Content from the Brookings Doha Center is now archived. In September 2021, after 14 years of impactful partnership, Brookings and the Brookings Doha Center announced that they were ending their affiliation. The Brookings Doha Center is now the Middle East Council on Global Affairs, a separate public policy institution based in Qatar.

Supporters of the Tamarod (“rebel”) movement are taking to streets on June 30th in what is likely to be a massive show of force. Their goals are deceptively simple — pushing President Mohamed Morsi out of power and holding early presidential elections. When asked, however, how they plan to do this, the answers acquire a certain vagueness. Egyptians have every right to call for Morsi to resign — and that right must be protected — but he is obviously under no obligation to heed their calls. So, then what?

There is no legal or constitutional mechanism through which Morsi, who was elected with 51.7 percent of the vote just a year ago, can be ousted. Realistically, there is only one way he falls – if mass violence and a total collapse of public order provoke the military to step in. In this sense, for Tamarod to “succeed,” Egypt must fail. For some in the opposition, this short-term cost — as devastating as it might be — is justified because the alternative of continued Muslim Brotherhood rule will fundamentally alter the very nature of Egypt.

Opposition figures have been flirting with the possibility of various kinds of coups against an incompetent, unpopular — though democratically elected — president. Some, like April 6th’s Tarek al-Khouli and human rights activist Dalia Ziada, have explicitly called for military intervention. Others, like Mohamed ElBaradei and Ahmed el-Borai have taken to issuing what the journalist Evan Hill calls “non-request requests” for the army to step in. Still others, including leaders of Tamarod, have called for the judiciary to intervene and “annul” Morsi’s presidency.

According to Article 174 of Egypt’s (admittedly outdated) penal code, “incitement to overthrow the government” is a punishable offense. In most established democracies, there are similar clauses prohibiting “advocating overthrow of government,” as I pointed out here in The Atlantic last August. But, as revolutionaries themselves will be the first to point out, revolutions are, by definition, illegal. Something illegal can, at the same time, be right or legitimate, particularly if one is operating according to revolutionary rather than democratic legitimacy.

Opting for a revolutionary course this late in the game — after more than two years of transition and five elections — means starting from scratch with little guarantee that the second time will be much better. At some point, the past cannot be undone, except perhaps through mass violence on an unprecedented scale. If the first elected Islamist president is toppled, then what will keep others from trying to topple a future liberal president? If one looks at Tamarod’s justifications for seeking Morsi’s overthrow, the entire list consists of problems that will almost certainly plague his successor. They have little to do with a flawed transition process and a rushed constitution that ran roughshod over opposition objections and everything to do with performance (“Morsi was a total failure in achieving every single goal, no security has been reestablished and no social security realized, [giving] clear proof that he is not fit for the governance of such a country as Egypt,” reads the Tamarod statement of principles). Legitimacy cannot depend solely or even primarily on effectiveness or competence. If it did, revolution could be justified anywhere at any time, including in at least several European democracies.

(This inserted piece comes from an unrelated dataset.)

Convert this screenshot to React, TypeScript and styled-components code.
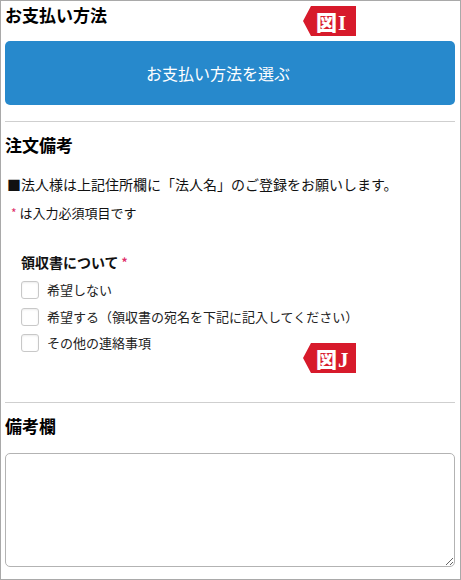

That said, there is little doubt that Morsi suffers, perhaps more than anything else, from a legitimacy deficit, which, in an un-virtuous cycle, undermines governance, and so on. The key, then, is finding a way to bring disaffected Egyptians back into the political process — a process from which they believe, with good reason, they have been excluded. This will require major concessions on Morsi and the Muslim Brotherhood’s part, including guaranteeing a fair electoral law with robust international monitoring, revising the most controversial articles of the constitution, and the formation of a caretaker national unity government until parliamentary elections are held later this year. Some in the opposition, of course, see the continuation of Brotherhood rule in near-apocalyptic terms and are unlikely to be satisfied with such concessions. The hope, though, is that enough concessions will be enough.

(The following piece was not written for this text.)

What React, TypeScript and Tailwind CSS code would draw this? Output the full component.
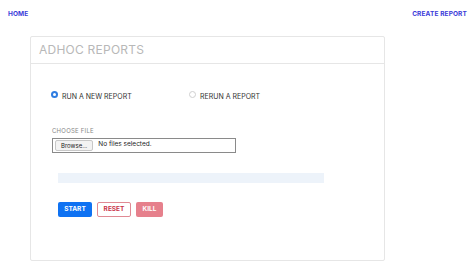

U.S. ambassador Anne Patterson has come under fire forurging Egypt’s opposition groups to re-enter the system and make the transition from street action to organizing for elections. Opposition figure and business tycoon Naguib Sawiris colorfully Tweeted, “[ambassador], bless us with your silence.” Indeed, Patterson perhaps got the tone wrong, and at times came across as patronizing (for example, “I recommend Egyptians get organized. Join or start a political party…this will take time.”) But, on the merits, she was onto something. There is a time for revolution. And there is a time for the often unsatisfying but necessary give-and-take of politics. Here the outlines of a “deal” become more apparent. If Morsi makes meaningful concessions — and actually follows through on them — opposition leaders can reciprocate by committing to work within the electoral process, in effect shoring up the legitimacy of the political order, however flawed it might be. If Tamarod, even if indirectly, moves Egypt toward such an outcome, that will be a legacy that all Egyptians can applaud.